Admission of Evidence Related to Prior Acts
The court addressed the admission of evidence related to Buchwald's prior attempt to use phony checks to purchase diamonds in Belgium. This evidence was admitted under Federal Rule of Evidence 404(b) to show knowledge, intent, and participation in the Merchants Bank scheme. The court found that the two schemes were sufficiently similar, as both involved the use of phony checks from the same non-existent offshore bank and prearranged confirmation of the checks' validity by a purported bank officer. The court held that the evidence was relevant to demonstrate the development of the Merchants Bank scheme and Buchwald's readiness to obtain the phony checks.
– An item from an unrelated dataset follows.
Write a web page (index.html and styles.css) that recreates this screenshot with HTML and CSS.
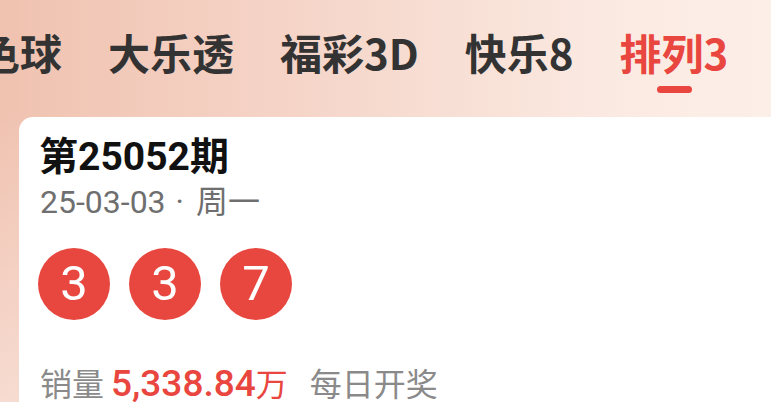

The court also found that the admission of this evidence was within the trial judge's discretion and that the judge's decision to delay a limiting instruction until the final charge did not constitute error.
Denial of Severance
The court considered the defendants' argument that the trial court erred in denying their motions for severance. Sliker argued that his prior role as a federal informant and his disclosure of documents related to Carbone created a conflict that warranted severance. The court found that a defendant claiming prejudice from a joint trial must show more than mere hostility between defendants, and there was no such inconsistency in the defenses presented by Sliker and his co-defendants. Carbone argued for severance to allow Sliker to testify on his behalf at a separate trial, but the court found that Carbone failed to provide sufficient assurance that Sliker would testify and that the testimony would not be subject to substantial impeachment. The court concluded that the trial judge did not abuse his discretion in denying the motions for severance, as the defendants failed to demonstrate substantial prejudice or a denial of a fair trial.